For more information about blue/green deployment limitations, see Limitations and considerations for Amazon Aurora blue/green deployments. For best practices, see Aurora PostgreSQL best practices for blue/green deployments.

How to identify tables using REPLICA IDENTITY FULL

Run the following query to find all tables with REPLICA IDENTITY FULL:

SELECT n.nspname AS schema, c.relname AS table_name, c.relreplident FROM pg_catalog.pg_class c JOIN pg_catalog.pg_namespace n ON n.oid = c.relnamespace WHERE c.relkind = 'r' AND c.relreplident = 'f' AND n.nspname NOT IN ('pg_catalog', 'information_schema') ORDER BY n.nspname, c.relname;

The relreplident column values are:

  • d — default (primary key)

  • n — nothing

  • f — full (entire row)

  • i — a specific index

Workarounds and best practices

Add a primary key wherever possible

The most effective solution is to add a primary key to tables that lack one. When a primary key exists, PostgreSQL uses it as the default replica identity, which provides efficient row lookups on the subscriber and minimizes WAL overhead on the publisher.

ALTER TABLE my_table ADD COLUMN id bigint GENERATED ALWAYS AS IDENTITY PRIMARY KEY;
Important

This statement acquires an ACCESS EXCLUSIVE lock and rewrites the entire table, because the default value expression uses nextval() which is volatile. All reads and writes to the table are blocked for the duration of the rewrite. On large tables, this can cause significant downtime. Plan this change during a maintenance window or consider alternative approaches such as creating the column as nullable first, then backfilling and adding the constraint in separate steps.

If adding a primary key is not feasible due to application constraints, consider adding a unique index on a set of NOT NULL columns and setting it as the replica identity:

CREATE UNIQUE INDEX my_table_replica_idx ON my_table (col1, col2); ALTER TABLE my_table REPLICA IDENTITY USING INDEX my_table_replica_idx;
Note

To avoid blocking writes while the index is built, use the CONCURRENTLY clause: CREATE UNIQUE INDEX CONCURRENTLY my_table_replica_idx ON my_table (col1, col2);

Note

The index used for replica identity must be unique, must not be partial, must not be deferrable, and must include only columns with NOT NULL constraints.

Don't rely on implicit index selection (PostgreSQL 16+)

Starting with PostgreSQL 16, the subscriber's apply worker can use btree or hash indexes for row lookups when the replica identity is set to FULL, even if those indexes are not explicitly configured as the replica identity.

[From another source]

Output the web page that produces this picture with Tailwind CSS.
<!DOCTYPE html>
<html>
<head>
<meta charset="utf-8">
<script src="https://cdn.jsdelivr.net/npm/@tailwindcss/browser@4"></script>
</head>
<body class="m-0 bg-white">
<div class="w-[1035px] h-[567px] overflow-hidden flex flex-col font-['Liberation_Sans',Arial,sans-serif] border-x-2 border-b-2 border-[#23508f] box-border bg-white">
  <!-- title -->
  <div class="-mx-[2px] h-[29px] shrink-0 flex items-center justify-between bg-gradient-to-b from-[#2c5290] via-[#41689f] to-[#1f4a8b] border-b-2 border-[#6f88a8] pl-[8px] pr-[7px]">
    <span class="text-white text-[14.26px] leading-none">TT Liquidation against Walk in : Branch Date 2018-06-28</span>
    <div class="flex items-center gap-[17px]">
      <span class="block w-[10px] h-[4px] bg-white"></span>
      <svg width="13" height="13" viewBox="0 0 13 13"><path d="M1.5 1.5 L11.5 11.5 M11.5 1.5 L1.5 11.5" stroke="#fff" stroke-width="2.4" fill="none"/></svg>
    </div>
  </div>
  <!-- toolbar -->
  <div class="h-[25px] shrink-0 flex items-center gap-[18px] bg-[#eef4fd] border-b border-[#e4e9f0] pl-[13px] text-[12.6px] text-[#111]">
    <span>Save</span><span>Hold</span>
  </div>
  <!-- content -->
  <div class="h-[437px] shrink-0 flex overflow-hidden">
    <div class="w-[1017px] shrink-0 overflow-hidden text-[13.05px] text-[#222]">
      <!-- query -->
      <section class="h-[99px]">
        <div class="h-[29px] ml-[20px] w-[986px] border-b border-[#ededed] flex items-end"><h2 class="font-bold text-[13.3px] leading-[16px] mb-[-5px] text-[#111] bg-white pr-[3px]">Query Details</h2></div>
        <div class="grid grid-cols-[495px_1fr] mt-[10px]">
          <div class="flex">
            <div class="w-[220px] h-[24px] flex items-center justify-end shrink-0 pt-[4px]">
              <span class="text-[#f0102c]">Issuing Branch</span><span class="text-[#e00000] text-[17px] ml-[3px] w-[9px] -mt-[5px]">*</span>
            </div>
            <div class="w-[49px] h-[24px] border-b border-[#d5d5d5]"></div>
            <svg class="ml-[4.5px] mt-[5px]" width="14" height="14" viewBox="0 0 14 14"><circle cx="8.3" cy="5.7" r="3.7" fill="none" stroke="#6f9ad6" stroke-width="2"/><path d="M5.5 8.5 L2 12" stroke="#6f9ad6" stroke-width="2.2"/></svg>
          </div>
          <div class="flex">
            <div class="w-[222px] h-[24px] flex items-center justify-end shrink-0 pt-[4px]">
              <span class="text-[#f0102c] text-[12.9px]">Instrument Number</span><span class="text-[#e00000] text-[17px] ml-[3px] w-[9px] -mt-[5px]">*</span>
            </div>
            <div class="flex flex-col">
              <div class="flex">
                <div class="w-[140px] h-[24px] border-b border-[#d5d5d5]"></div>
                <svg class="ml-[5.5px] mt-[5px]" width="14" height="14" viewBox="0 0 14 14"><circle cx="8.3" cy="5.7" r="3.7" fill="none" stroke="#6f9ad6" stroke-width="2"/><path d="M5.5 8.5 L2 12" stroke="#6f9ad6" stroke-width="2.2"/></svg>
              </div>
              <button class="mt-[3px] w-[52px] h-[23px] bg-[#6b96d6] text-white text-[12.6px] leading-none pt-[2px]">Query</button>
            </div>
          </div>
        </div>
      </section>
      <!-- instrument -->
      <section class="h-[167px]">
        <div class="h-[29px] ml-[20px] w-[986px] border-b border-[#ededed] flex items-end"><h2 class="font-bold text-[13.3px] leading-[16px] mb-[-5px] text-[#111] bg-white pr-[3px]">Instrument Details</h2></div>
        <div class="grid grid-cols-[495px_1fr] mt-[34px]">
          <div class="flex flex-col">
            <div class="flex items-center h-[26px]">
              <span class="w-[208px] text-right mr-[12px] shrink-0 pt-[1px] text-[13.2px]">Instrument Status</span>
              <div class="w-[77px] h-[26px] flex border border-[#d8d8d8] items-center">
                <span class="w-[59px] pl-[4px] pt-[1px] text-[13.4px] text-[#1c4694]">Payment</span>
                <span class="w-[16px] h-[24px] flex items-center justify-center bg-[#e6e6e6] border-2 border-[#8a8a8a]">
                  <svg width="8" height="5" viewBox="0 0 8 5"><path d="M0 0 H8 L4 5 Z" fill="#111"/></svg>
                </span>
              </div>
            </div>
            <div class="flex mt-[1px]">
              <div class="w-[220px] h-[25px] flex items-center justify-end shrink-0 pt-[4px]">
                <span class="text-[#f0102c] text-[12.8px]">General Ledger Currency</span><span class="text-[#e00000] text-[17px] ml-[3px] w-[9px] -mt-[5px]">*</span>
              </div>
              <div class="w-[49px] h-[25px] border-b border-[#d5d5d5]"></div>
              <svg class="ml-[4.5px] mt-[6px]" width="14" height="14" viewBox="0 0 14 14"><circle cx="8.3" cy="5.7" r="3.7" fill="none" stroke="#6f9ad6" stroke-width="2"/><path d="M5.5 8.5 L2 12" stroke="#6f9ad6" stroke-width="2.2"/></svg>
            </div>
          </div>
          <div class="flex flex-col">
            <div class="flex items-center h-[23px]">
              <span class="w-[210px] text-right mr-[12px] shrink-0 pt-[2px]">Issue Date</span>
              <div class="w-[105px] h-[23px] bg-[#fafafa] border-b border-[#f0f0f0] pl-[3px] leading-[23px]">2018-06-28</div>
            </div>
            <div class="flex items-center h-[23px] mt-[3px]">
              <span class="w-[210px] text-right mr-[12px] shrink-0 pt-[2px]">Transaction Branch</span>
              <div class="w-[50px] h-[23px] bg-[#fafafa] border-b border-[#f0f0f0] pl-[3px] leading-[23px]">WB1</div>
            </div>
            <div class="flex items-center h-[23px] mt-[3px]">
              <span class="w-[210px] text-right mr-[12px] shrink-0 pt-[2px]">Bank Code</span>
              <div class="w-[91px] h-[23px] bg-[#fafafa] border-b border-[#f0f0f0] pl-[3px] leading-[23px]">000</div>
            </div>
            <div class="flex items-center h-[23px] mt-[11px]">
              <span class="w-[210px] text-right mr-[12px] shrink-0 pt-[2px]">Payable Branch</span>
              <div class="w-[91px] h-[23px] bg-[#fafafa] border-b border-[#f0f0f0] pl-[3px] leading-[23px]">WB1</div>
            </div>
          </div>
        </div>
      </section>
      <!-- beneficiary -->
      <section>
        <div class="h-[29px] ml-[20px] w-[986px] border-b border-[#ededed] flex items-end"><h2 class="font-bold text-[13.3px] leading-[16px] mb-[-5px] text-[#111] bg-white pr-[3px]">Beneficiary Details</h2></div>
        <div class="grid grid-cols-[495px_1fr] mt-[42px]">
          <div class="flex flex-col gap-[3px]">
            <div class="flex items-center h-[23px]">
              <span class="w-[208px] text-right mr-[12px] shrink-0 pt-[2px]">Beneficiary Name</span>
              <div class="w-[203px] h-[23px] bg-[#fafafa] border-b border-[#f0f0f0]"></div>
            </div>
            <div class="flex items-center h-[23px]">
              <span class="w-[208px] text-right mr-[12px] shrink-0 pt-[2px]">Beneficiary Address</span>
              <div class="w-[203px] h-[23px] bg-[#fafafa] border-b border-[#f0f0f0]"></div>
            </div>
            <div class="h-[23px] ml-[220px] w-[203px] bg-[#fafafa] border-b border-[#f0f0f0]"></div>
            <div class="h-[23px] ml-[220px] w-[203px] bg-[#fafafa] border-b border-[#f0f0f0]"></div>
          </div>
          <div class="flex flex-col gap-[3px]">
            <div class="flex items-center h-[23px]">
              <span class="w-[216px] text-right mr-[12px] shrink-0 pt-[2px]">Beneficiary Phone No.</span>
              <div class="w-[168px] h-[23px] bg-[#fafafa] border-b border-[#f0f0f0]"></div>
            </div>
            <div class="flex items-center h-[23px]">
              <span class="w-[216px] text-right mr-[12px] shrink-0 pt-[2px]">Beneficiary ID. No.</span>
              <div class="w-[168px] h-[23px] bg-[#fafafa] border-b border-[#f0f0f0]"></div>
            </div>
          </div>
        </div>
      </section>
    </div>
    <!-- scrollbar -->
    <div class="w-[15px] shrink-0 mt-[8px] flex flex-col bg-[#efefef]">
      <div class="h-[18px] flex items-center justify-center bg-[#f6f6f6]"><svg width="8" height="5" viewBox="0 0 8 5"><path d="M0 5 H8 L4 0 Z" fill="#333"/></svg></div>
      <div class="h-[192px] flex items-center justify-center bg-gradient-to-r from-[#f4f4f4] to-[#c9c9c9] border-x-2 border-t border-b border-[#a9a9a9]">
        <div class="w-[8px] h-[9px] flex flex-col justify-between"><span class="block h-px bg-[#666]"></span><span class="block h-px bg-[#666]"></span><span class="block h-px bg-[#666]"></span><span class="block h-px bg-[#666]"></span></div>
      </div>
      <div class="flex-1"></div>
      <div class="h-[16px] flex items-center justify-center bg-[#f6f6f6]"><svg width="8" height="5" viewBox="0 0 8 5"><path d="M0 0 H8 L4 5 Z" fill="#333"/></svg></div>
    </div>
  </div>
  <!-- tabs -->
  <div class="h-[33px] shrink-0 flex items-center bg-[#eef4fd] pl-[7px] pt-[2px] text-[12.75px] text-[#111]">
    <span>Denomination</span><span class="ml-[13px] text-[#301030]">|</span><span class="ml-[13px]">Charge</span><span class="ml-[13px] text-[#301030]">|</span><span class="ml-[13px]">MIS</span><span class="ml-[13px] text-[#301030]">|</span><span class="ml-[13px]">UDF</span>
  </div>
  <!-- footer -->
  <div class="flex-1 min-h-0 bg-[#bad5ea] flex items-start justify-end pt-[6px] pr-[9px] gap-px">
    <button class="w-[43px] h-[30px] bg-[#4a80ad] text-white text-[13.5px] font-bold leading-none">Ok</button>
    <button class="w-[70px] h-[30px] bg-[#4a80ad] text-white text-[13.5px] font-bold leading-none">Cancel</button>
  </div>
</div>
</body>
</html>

While this prevents sequential scans in some cases, relying on this implicit behavior is an anti-pattern for the following reasons:

  • You don't control which index is chosen. PostgreSQL selects the first qualifying index it finds in catalog order, not the most selective or efficient one. If the table has multiple qualifying indexes, the one chosen might have low selectivity, leading to poor lookup performance.

  • The behavior is fragile. Adding, dropping, or rebuilding indexes can change which index the apply worker uses, potentially causing unexpected performance regressions in replication.

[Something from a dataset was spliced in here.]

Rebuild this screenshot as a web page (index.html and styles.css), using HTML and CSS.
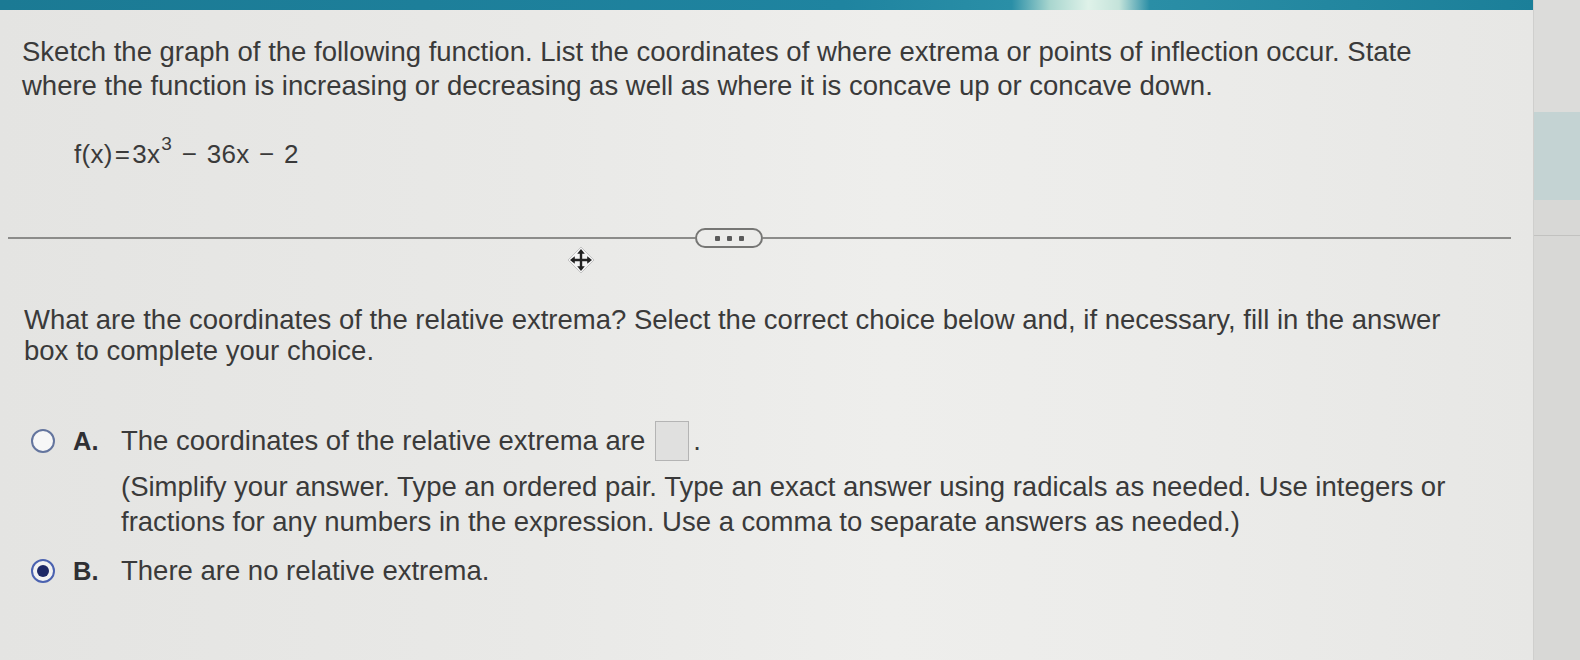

  • It masks the underlying problem. Tables without a primary key or explicit replica identity are inherently risky for logical replication. Relying on implicit index selection defers the problem rather than solving it.

Instead, explicitly configure the replica identity for every replicated table:

  • Best option: Add a primary key. This is the most reliable and efficient replica identity.

  • Alternative: Use ALTER TABLE ... REPLICA IDENTITY USING INDEX to designate a specific unique, non-partial, non-deferrable index with only NOT NULL columns. This gives you explicit control over which columns are used for row identification.

Reserve REPLICA IDENTITY FULL only for tables where neither option is feasible, and understand that performance depends on factors outside your direct control.

Monitor replication lag

When using REPLICA IDENTITY FULL, monitor replication lag closely to detect subscriber apply slowdowns before they become critical.

On the publisher, check the lag between the current WAL position and what the subscriber has confirmed:

SELECT slot_name, confirmed_flush_lsn, pg_current_wal_lsn(), (pg_current_wal_lsn() - confirmed_flush_lsn) AS lag_bytes FROM pg_replication_slots WHERE slot_type = 'logical';

A steadily growing lag_bytes value indicates the subscriber is falling behind. The pg_stat_replication_slots view provides additional statistics about each replication slot's usage.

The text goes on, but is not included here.